Travel News South Africa

Aviation may face another economic squeeze

A double-dip recession may squeeze already pressured margins in a domestic market that is over-traded, argues Mango CEO Nico Bezuidenhout.
Aviation may face another economic squeeze

Following a period of equity market losses and global fears of a renewed economic slowdown, some analysts have raised the probability of a second recession from 25 percent to 40 percent last week. Aviation remains one of the industries most vulnerable to volatility.

"Aviation growth, or decline, provides a good indication of the state of the real economy," said Bezuidenhout, who noted that the sector's growth broadly tracks GDP growth. "The reverse is also true, with aviation indicating economic challenges quickly." IATA's adjusted global forecast (July) anticipates global industry profits of USD4 billion for 2011, a staggering 78 percent decline from 2010 profits of USD18 billion. "Increased capacity in the domestic market, along with escalating operational costs, has placed margins under great pressure; an increasing volatile economy adds to airline challenges."

Under pressure until late 2012

Bezuidenhout believes that local airlines will remain under pressure until late 2012 should there be no substantial recovery in world markets. "The key for airlines is effective management under economic duress," he said. Aviation is traditionally a low-margin business with global averages pegged at 2.7 percent. "Mango's prudent approach to the market served the business well during the oil price spike (to USD147) in 2008 and the 2009 recession. GDP growth showed indications of recovery post the global financial crisis, but again is under threat in current circumstances. I believe that Mango is well positioned to manage a possible second wave of recessionary pressures." He anticipates the oil price to reach an aggregate of USD120 a barrel later this year after reaching highs of USD126 in April.

Leisure travel continues to be the most affected by recessionary conditions while some business travel sifted to low-cost carriers in a budget-conscious economy. "The corporate market is becoming increasingly important to low-cost carriers; this as we see a current migration of business travel to budget-friendly options."

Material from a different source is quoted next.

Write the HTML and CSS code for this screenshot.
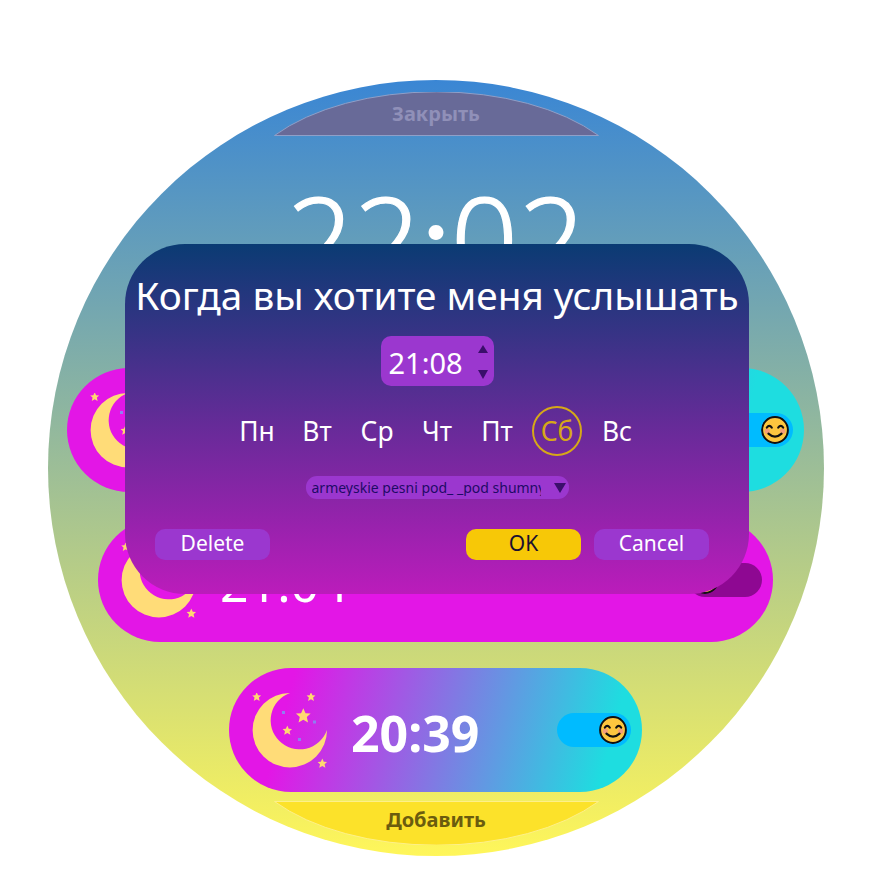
FILE: index.html
```html
<!DOCTYPE html>
<html lang="ru">
<head>
<meta charset="utf-8">
<title>Будильник</title>
<link rel="stylesheet" href="styles.css">
</head>
<body>
<svg class="defs" width="0" height="0" aria-hidden="true">
  <symbol id="star" viewBox="-1.1 -1.1 2.2 2.2">
    <path d="M0-1.05L.32-.36 1.05-.3.5.2.68.98 0 .57-.68.98-.5.2-1.05-.3-.32-.36Z"/>
  </symbol>
  <symbol id="moon" viewBox="0 0 80 80">
    <path class="moon-body" d="M38 0A37.2 37.2 0 1 0 75 37A29 29 0 1 1 38 0Z"/>
    <g class="moon-star">
      <use href="#star" x="0" y="-1" width="9.4" height="9.4"/>
      <use href="#star" x="54.3" y="-1" width="9.4" height="9.4"/>
      <use href="#star" x="43.6" y="15" width="15.4" height="15.4"/>
      <use href="#star" x="30.3" y="32.3" width="10" height="10"/>
      <use href="#star" x="65.3" y="65.3" width="10" height="10"/>
    </g>
    <g class="moon-dot">
      <rect x="30" y="18" width="3" height="3"/>
      <rect x="61" y="27.5" width="3" height="3"/>
      <rect x="46" y="45" width="3" height="3"/>
    </g>
  </symbol>
  <symbol id="smile" viewBox="0 0 28 28">
    <circle class="face" cx="14" cy="14" r="12.9"/>
    <circle class="blush" cx="6.3" cy="15.2" r="2.6"/>
    <circle class="blush" cx="21.7" cy="15.2" r="2.6"/>
    <path class="face-line" d="M5.8 11.6Q8.3 8.2 10.8 11.6M17.2 11.6Q19.7 8.2 22.2 11.6M7.4 17.6Q14 23.6 20.6 17.6"/>
  </symbol>
</svg>

<main class="watch">
  <button class="cap cap-close">
    <svg class="cap-shape" viewBox="0 0 325 44"><path d="M.5 43.5A200 105.6 0 0 1 324.5 43.5Z"/></svg>
    <span class="cap-label">Закрыть</span>
  </button>
  <div class="clock">22<span class="clock-colon">:</span>02</div>

  <section class="alarms">
    <article class="alarm alarm-wide alarm-on">
      <svg class="moon"><use href="#moon"/></svg>
      <span class="alarm-time">21:30</span>
      <span class="toggle toggle-on"><svg class="thumb"><use href="#smile"/></svg></span>
    </article>
    <article class="alarm alarm-mid alarm-off">
      <svg class="moon"><use href="#moon"/></svg>
      <span class="alarm-time alarm-time-off">21:04</span>
      <span class="toggle toggle-off"><svg class="thumb"><use href="#smile"/></svg></span>
    </article>
    <article class="alarm alarm-narrow alarm-on">
      <svg class="moon"><use href="#moon"/></svg>
      <span class="alarm-time">20:39</span>
      <span class="toggle toggle-on"><svg class="thumb"><use href="#smile"/></svg></span>
    </article>
  </section>

  <button class="cap cap-add">
    <svg class="cap-shape" viewBox="0 0 325 44"><path d="M.5 .5A200 105.6 0 0 0 324.5 .5Z"/></svg>
    <span class="cap-label">Добавить</span>
  </button>

  <section class="dialog">
    <h1 class="dialog-title">Когда вы хотите меня услышать</h1>
    <div class="time-input">
      <span class="time-value">21:08</span>
      <span class="spin">
        <span class="tri tri-up"></span>
        <span class="tri tri-down"></span>
      </span>
    </div>
    <div class="days">
      <span class="day">Пн</span>
      <span class="day">Вт</span>
      <span class="day">Ср</span>
      <span class="day">Чт</span>
      <span class="day">Пт</span>
      <span class="day day-active">Сб</span>
      <span class="day">Вс</span>
    </div>
    <div class="select">
      <span class="select-text">armeyskie pesni pod_ _pod shumnyj</span>
      <span class="tri tri-select"></span>
    </div>
    <div class="actions">
      <button class="btn">Delete</button>
      <span class="actions-right">
        <button class="btn btn-ok">OK</button>
        <button class="btn">Cancel</button>
      </span>
    </div>
  </section>
</main>
</body>
</html>
```

FILE: styles.css
```css
* { box-sizing: border-box; }
html, body { margin: 0; height: 100%; background: #fff; }
body {
  width: 873px;
  height: 895px;
  overflow: hidden;
  font-family: "Noto Sans", "Open Sans", sans-serif;
  padding: 80px 0 0 48px;
}
.defs { position: absolute; }
button { font-family: inherit; border: 0; padding: 0; }

.watch {
  position: relative;
  width: 776px;
  height: 776px;
  border-radius: 50%;
  background: linear-gradient(180deg, #3a86d4 0%, #fff65a 100%);
  display: flex;
  flex-direction: column;
  align-items: center;
  padding-top: 12px;
  overflow: hidden;
}

.cap {
  position: relative;
  flex: none;
  width: 325px;
  height: 44px;
  background: none;
  font-size: 20px;
  font-weight: 700;
  line-height: 1;
}
.cap-shape { position: absolute; left: 0; top: 0; width: 325px; height: 44px; }
.cap-label { position: relative; }
.cap-close { color: #9090b8; }
.cap-close .cap-shape path { fill: #686a98; stroke: #8f9fc8; stroke-width: 1; }
.cap-add { margin-top: 9px; color: #6b5c0e; padding-bottom: 7px; }
.cap-add .cap-shape path { fill: #fce22a; stroke: #fdf08a; stroke-width: 1; }

.clock {
  flex: none;
  height: 232px;
  width: 100%;
  text-align: center;
  color: #fff;
  font-size: 118px;
  font-weight: 300;
  -webkit-text-stroke: 1.2px #fff;
  line-height: 1;
  padding-top: 43px;
}
.clock-colon { font-family: "Lato", sans-serif; font-weight: 400; -webkit-text-stroke: 0; }

.alarms {
  flex: none;
  display: flex;
  flex-direction: column;
  align-items: center;
  gap: 26px;
  width: 100%;
  padding-right: 1px;
}
.alarm {
  height: 124px;
  border-radius: 62px;
  display: flex;
  align-items: center;
  padding: 0 11px 0 23px;
}
.alarm-wide { width: 737px; }
.alarm-mid { width: 675px; }
.alarm-narrow { width: 413px; }
.alarm-on { background: linear-gradient(105deg, #e316e6 15%, #1edde0 90%); }
.alarm-off { background: #e316e6; }

.moon { width: 80px; height: 80px; flex: none; margin-top: 6px; }
.moon-body { fill: #ffdc78; }
.moon-star { fill: #ffd870; }
.moon-dot { fill: #8f7ff0; }

.alarm-time {
  margin-left: 19px;
  margin-top: 6px;
  color: #fff;
  font-size: 50px;
  font-weight: 700;
  line-height: 1;
}
.alarm-time-off { font-weight: 400; }

.toggle {
  margin-left: auto;
  flex: none;
  width: 74px;
  height: 34px;
  border-radius: 17px;
  display: flex;
  align-items: center;
}
.toggle-on { background: #00bbff; justify-content: flex-end; padding-right: 4px; }
.toggle-off { background: #8e0892; justify-content: flex-start; padding-left: 3px; }
.thumb { width: 28px; height: 28px; }
.face { fill: #fcc63f; stroke: #111; stroke-width: 2; }
.blush { fill: #f59c78; }
.face-line { fill: none; stroke: #111; stroke-width: 2.1; stroke-linecap: round; }

.dialog {
  position: absolute;
  left: 77px;
  top: 164px;
  width: 624px;
  height: 350px;
  border-radius: 60px;
  background: linear-gradient(180deg, #0a3b73 0%, #bb1cbb 100%);
  display: flex;
  flex-direction: column;
  align-items: center;
  padding: 26px 40px 0 30px;
  color: #fff;
}
.dialog-title {
  margin: 0 -40px 0 -30px;
  width: 624px;
  text-align: center;
  font-size: 38.75px;
  font-weight: 400;
  line-height: 50px;
  white-space: nowrap;
}
.time-input {
  margin-top: 16px;
  margin-left: 10px;
  width: 113px;
  height: 50px;
  border-radius: 10px;
  background: #9b37cf;
  display: flex;
  align-items: center;
  padding-left: 8px;
}
.time-value { font-size: 29px; line-height: 1; padding-top: 3px; }
.spin {
  margin-left: auto;
  margin-right: 6px;
  margin-top: 2px;
  height: 34px;
  display: flex;
  flex-direction: column;
  justify-content: space-between;
  align-items: center;
}
.tri { display: block; width: 0; height: 0; border-style: solid; border-color: transparent; }
.tri-up { border-width: 0 5.5px 8px; border-bottom-color: #3a0f6b; }
.tri-down { border-width: 9px 5.5px 0; border-top-color: #3a0f6b; }
.tri-select { border-width: 10px 6px 0; border-top-color: #3a0f6b; margin-left: auto; }

.days {
  margin-top: 20px;
  margin-left: 10px;
  display: flex;
  gap: 10px;
}
.day {
  width: 50px;
  height: 50px;
  border-radius: 50%;
  display: flex;
  align-items: center;
  justify-content: center;
  font-size: 26.4px;
  line-height: 1;
  border: 2.5px solid transparent;
}
.day-active { border-color: #d6a818; color: #d6a818; }

.select {
  margin-top: 20px;
  margin-left: 10px;
  width: 263px;
  height: 23px;
  border-radius: 11px;
  background: #9b37cf;
  display: flex;
  align-items: center;
  padding: 0 3px 0 6px;
  color: #1e0a66;
  font-size: 14px;
  line-height: 1;
}
.select-text { width: 229px; overflow: hidden; white-space: nowrap; padding: 2px 0 1px; }

.actions {
  margin-top: 30px;
  width: 100%;
  display: flex;
  justify-content: space-between;
}
.actions-right { display: flex; gap: 13px; }
.btn {
  width: 115px;
  height: 31px;
  border-radius: 10px;
  background: #9b37cf;
  color: #fff;
  font-size: 21px;
  line-height: 1;
  padding-bottom: 2px;
}
.btn-ok { background: #f7c807; color: #1c1030; }
```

Growth in the business sector

Declines in leisure travel were somewhat mitigated by increases in business travel. The airline's business products Mango Plus and Mango Flex experienced growth of between 12 to 25 percent over the past three years.

Mango continues to operate with the lowest cost base in domestic skies. New-generation aircraft, efficient operations and a continued focus on innovation form part of the airline's strategic approach. "Value proposition and affordability will dictate the success of any business over the next 24 months and, in aviation, market share in a depressed environment becomes critical." Presently the carrier's overall domestic market share on routes that it operates stands at 16 percent, while among low-cost peers Mango has increased its market share on routes operated from 30 to 33 percent. Mango remains the most on time airline across a three-year average.

"Now is the time to travel," he continued. "Ticket pricing is more competitive than ever before as airlines compete for travellers. Today, there are more channels available to consumers to purchase and pay for Mango flights. Mango guests are able to purchase their flights from Shoprite, Checkers and Checkers Hyper Money Market Counters, online, through our call centre and travel agents while Internet and call centre bookings may be paid for with Edgars or Jet charge cards."